Avoid these common pitfalls to ensure accurate results:
- Unit Inconsistency: Mixing degrees with radians in trigonometric functions. Always ensure your angles are in the correct units for the function you're using.
- Earth Radius: Using an incorrect value for Earth's radius. The mean radius is 6,371 km, but this can vary slightly depending on the location.
- Coordinate Order: Confusing latitude and longitude. Remember that latitude comes first (y-coordinate), then longitude (x-coordinate).
- Negative Values: Forgetting that longitude can be negative (west of the prime meridian) and latitude can be negative (south of the equator).
- Spherical vs. Planar: Assuming planar geometry for large distances. The planar approximation works well for small areas but breaks down for larger ones.
- Precision Loss: Rounding intermediate results too early, which can compound errors in the final calculation.
- Datum Differences: Not accounting for different geodetic datums (e.g., WGS84 vs. NAD83), which can cause small but significant differences in coordinates.

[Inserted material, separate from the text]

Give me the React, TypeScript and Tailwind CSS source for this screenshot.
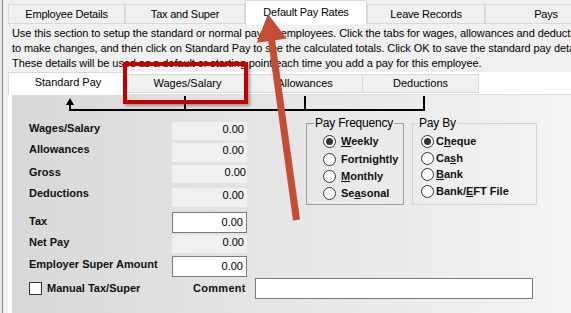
import React from "react";

const F = "font-['Liberation_Sans',Arial,sans-serif]";

function TopTab({ w, label, active }: { w: number; label: string; active?: boolean }) {
  return active ? (
    <div
      className="h-[25px] bg-white border-l border-r border-t border-[#d9d9d9] flex items-center justify-center pb-[1px] text-[11px] tracking-[-0.2px] text-black shrink-0"
      style={{ width: w }}
    >
      {label}
    </div>
  ) : (
    <div
      className="h-[20px] mt-[4px] bg-[#f0f0f0] border border-[#d9d9d9] flex items-center justify-center text-[11px] tracking-[-0.2px] text-black shrink-0"
      style={{ width: w }}
    >
      {label}
    </div>
  );
}

function InnerTab({ w, label, active }: { w: number; label: string; active?: boolean }) {
  return active ? (
    <div
      className="h-[24px] -mb-px bg-white border-l border-r border-t border-[#d9d9d9] flex items-center justify-center pb-[4px] text-[11px] text-black shrink-0"
      style={{ width: w }}
    >
      {label}
    </div>
  ) : (
    <div
      className="h-[19px] mt-[2px] bg-[#f0f0f0] border-t border-r border-b border-[#d9d9d9] flex items-center justify-center text-[11px] text-black shrink-0"
      style={{ width: w }}
    >
      {label}
    </div>
  );
}

function Radio({ checked }: { checked?: boolean }) {
  return (
    <span className="w-[13px] h-[13px] rounded-full border border-[#333333] bg-white flex items-center justify-center shrink-0">
      {checked && <span className="w-[7px] h-[7px] rounded-full bg-[#333333]" />}
    </span>
  );
}

function RadioRow({
  h,
  gap,
  checked,
  children,
}: {
  h: number;
  gap: number;
  checked?: boolean;
  children: React.ReactNode;
}) {
  return (
    <div className="flex items-center" style={{ height: h }}>
      <Radio checked={checked} />
      <span className="text-[11px] font-bold text-[#111] leading-[15px] whitespace-nowrap" style={{ marginLeft: gap }}>
        {children}
      </span>
    </div>
  );
}

function ReadRow({
  label,
  h,
  mt,
  lmt,
  pr = 3,
}: {
  label: string;
  h: number;
  mt: number;
  lmt: number;
  pr?: number;
}) {
  return (
    <div className="flex items-start" style={{ marginTop: mt, height: h }}>
      <div className="w-[143px] text-[11px] font-bold leading-[15px] text-[#111] whitespace-nowrap" style={{ marginTop: lmt }}>
        {label}
      </div>
      <div
        className="w-[75px] bg-[#f0f0f0] text-right text-[11px] leading-[15px] text-black"
        style={{ height: h, paddingRight: pr }}
      >
        0.00
      </div>
    </div>
  );
}

function InputRow({ label, h, mt, lmt }: { label: string; h: number; mt: number; lmt: number }) {
  return (
    <div className="flex items-start" style={{ marginTop: mt, height: h }}>
      <div className="w-[143px] text-[11px] font-bold leading-[15px] text-[#111] whitespace-nowrap" style={{ marginTop: lmt }}>
        {label}
      </div>
      <div
        className="w-[75px] bg-white border border-[#7a7a7a] flex items-center justify-end pr-[3px] text-[11px] leading-[15px] text-black"
        style={{ height: h }}
      >
        0.00
      </div>
    </div>
  );
}

export default function App() {
  return (
    <div className={`w-[571px] h-[313px] overflow-hidden relative flex bg-[#f0f0f0] ${F}`}>
      <div className="w-[2px] bg-[#e6e6e6] shrink-0" />
      <div className="w-[1px] bg-[#8a8a8a] shrink-0" />
      <div className="flex-1 flex flex-col min-w-0">
        {/* top tabs */}
        <div className="flex h-[25px] pl-[5px] items-start">
          <TopTab w={117} label="Employee Details" />
          <TopTab w={120} label="Tax and Super" />
          <TopTab w={122} label="Default Pay Rates" active />
          <TopTab w={118} label="Leave Records" />
          <TopTab w={122} label="Pays" />
        </div>

        {/* description */}
        <div className="h-[47px] pl-[9px] pt-[1px] text-[11px] leading-[15px] tracking-[-0.08px] text-black whitespace-nowrap">
          <div>
            Use this section to setup the standard or normal pay for employees. Click the tabs for wages, allowances and deductions
          </div>
          <div>
            to make changes, and then click on Standard Pay to see the calculated totals. Click OK to save the standard pay details.
          </div>
          <div>These details will be used as a default or starting point each time you add a pay for this employee.</div>
        </div>

        {/* inner tab control */}
        <div className="ml-[5px] flex-1 flex flex-col bg-white">
          <div className="flex h-[23px] border-b border-[#e0e0e0]">
            <InnerTab w={120} label="Standard Pay" active />
            <InnerTab w={120} label="Wages/Salary" />
            <InnerTab w={115} label="Allowances" />
            <InnerTab w={116} label="Deductions" />
          </div>
          <div className="flex-1 flex">
            <div className="w-[4px] shrink-0 bg-white" />
            <div className="flex-1 flex flex-col bg-linear-to-r from-[#d8d8d8] to-[#f4f4f4]">
              <svg width="559" height="17" className="block shrink-0">
                <rect x="57" y="14" width="355" height="2" fill="#000" />
                <rect x="57" y="8" width="2" height="7" fill="#000" />
                <polygon points="58,3 54,10 62,10" fill="#000" />
                <rect x="172" y="1" width="2" height="14" fill="#000" />
                <rect x="292" y="1" width="2" height="14" fill="#000" />
                <rect x="411" y="1" width="2" height="15" fill="#000" />
              </svg>

              <div className="flex">
                <div className="flex flex-col pl-[17px] pt-[10px]">
                  <ReadRow label="Wages/Salary" h={18} mt={0} lmt={-1} />
                  <ReadRow label="Allowances" h={19} mt={3} lmt={-1} />
                  <ReadRow label="Gross" h={18} mt={3} lmt={0} pr={1} />
                  <ReadRow label="Deductions" h={19} mt={5} lmt={-2} />
                  <InputRow label="Tax" h={21} mt={5} lmt={2} />
                  <ReadRow label="Net Pay" h={18} mt={2} lmt={0} />
                  <InputRow label="Employer Super Amount" h={21} mt={3} lmt={1} />
                </div>

                <div className="flex ml-[59px] mt-[4px] gap-[8px] items-start">
                  <fieldset className="w-[98px] border border-[#a0a0a0] px-0 pb-[2px] pt-[3px] m-0">
                    <legend className="ml-[7px] px-[1px] text-[12px] leading-[14px] text-black tracking-[-0.2px]">
                      Pay Frequency
                    </legend>
                    <div className="pl-[16px] flex flex-col">
                      <RadioRow h={17} gap={5} checked>
                        <span className="underline">W</span>eekly
                      </RadioRow>
                      <RadioRow h={18} gap={5}>
                        Fortnightly
                      </RadioRow>
                      <RadioRow h={16} gap={5}>
                        <span className="underline">M</span>onthly
                      </RadioRow>
                      <RadioRow h={18} gap={5}>
                        Se<span className="underline">a</span>sonal
                      </RadioRow>
                    </div>
                  </fieldset>
                  <fieldset className="w-[125px] border border-[#d4d4d4] px-0 pb-[5px] pt-[3px] m-0">
                    <legend className="ml-[5px] px-[1px] text-[12px] leading-[14px] text-black tracking-[-0.2px]">
                      Pay By
                    </legend>
                    <div className="pl-[8px] flex flex-col">
                      <RadioRow h={17} gap={2} checked>
                        C<span className="underline">h</span>eque
                      </RadioRow>
                      <RadioRow h={16} gap={2}>
                        Ca<span className="underline">s</span>h
                      </RadioRow>
                      <RadioRow h={17} gap={2}>
                        <span className="underline">B</span>ank
                      </RadioRow>
                      <RadioRow h={16} gap={2}>
                        Bank/<span className="underline">E</span>FT File
                      </RadioRow>
                    </div>
                  </fieldset>
                </div>
              </div>

              <div className="flex items-center pl-[17px] mt-[1px] h-[21px]">
                <div className="w-[164px] flex items-center">
                  <span className="w-[13px] h-[13px] border border-[#333333] bg-white shrink-0" />
                  <span className="ml-[5px] text-[11px] font-bold leading-[15px] text-[#111] whitespace-nowrap">
                    Manual Tax/Super
                  </span>
                </div>
                <div className="w-[62px] text-[11px] font-bold leading-[15px] text-[#111] tracking-[0.3px]">Comment</div>
                <div className="w-[278px] h-[21px] bg-white border border-[#7a7a7a]" />
              </div>
            </div>
          </div>
        </div>
      </div>

      {/* red highlight rectangle */}
      <div className="absolute left-[123px] top-[62px] w-[125px] h-[42px] border-[4px] border-[#c00000] shadow-[2px_2px_3px_rgba(0,0,0,0.35)] pointer-events-none" />

      {/* red pointer arrow */}
      <svg className="absolute left-0 top-0 pointer-events-none" width="571" height="313">
        <polygon
          points="268,14 286.6,38.6 275.2,40.2 300,219.5 293,220.5 268.2,41.2 256.8,42.8"
          fill="#c24f35"
        />
      </svg>
    </div>
  );
}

- Edge Cases: Not handling edge cases properly, such as when one circle is entirely within another, or when circles are tangent to each other.
Always double-check your inputs and consider using multiple methods to verify your results.
How can I use these calculations for business applications?
Overlap area calculations have numerous business applications:
- Site Selection: Determine optimal locations for new stores, warehouses, or facilities by analyzing overlap with existing locations and customer distributions.
- Market Analysis: Identify areas of high customer density and analyze overlap with competitor locations to find underserved markets.
- Logistics Optimization: Optimize delivery routes and distribution networks by understanding the geographic coverage of different facilities.
- Territory Management: Define and balance sales territories to ensure fair distribution of leads and opportunities among sales teams.
- Advertising Targeting: Improve the precision of location-based advertising by understanding the geographic overlap of different audience segments.
- Risk Management: Assess the overlap between business locations and areas prone to natural disasters or other risks.
- Mergers and Acquisitions: Evaluate the geographic overlap between companies during mergers or acquisitions to identify synergies or redundancies.
- Franchise Development: Analyze potential franchise territories to ensure they don't overlap excessively with existing locations.
For these applications, you might combine overlap calculations with demographic data, customer information, or other business metrics to make more informed decisions.
Are there any Excel limitations I should be aware of when performing these calculations?
Yes, Excel has several limitations that can affect geographic calculations:
- Precision: Excel uses 64-bit floating-point numbers, which have about 15-17 significant digits of precision. This can lead to rounding errors in complex calculations.
- Array Size: Excel has a limit on the size of arrays (about 2^20 elements in newer versions). This can be a problem when working with very large datasets.
- Recalculation: Excel recalculates formulas automatically, which can slow down performance with large or complex workbooks. You can switch to manual calculation (Formulas > Calculation Options > Manual) to improve performance.
- Memory: Excel has memory limitations, especially in older versions. Large datasets or complex calculations can cause Excel to crash or slow down significantly.
- Function Limitations: Some trigonometric functions in Excel have limited precision or may not handle edge cases well (e.g., very small or very large numbers).
- Date/Time Handling: Excel's date/time system has limitations (e.g., it can't represent dates before 1900 or after 9999) which might affect some geographic calculations.
- Visualization: While Excel's charting capabilities are good for basic visualizations, they may not be sufficient for complex geographic data. Consider exporting data to specialized mapping software for better visualizations.
For very large or complex geographic datasets, consider using dedicated GIS software, Python with geographic libraries (like GeoPandas or Shapely), or database systems with spatial extensions (like PostGIS).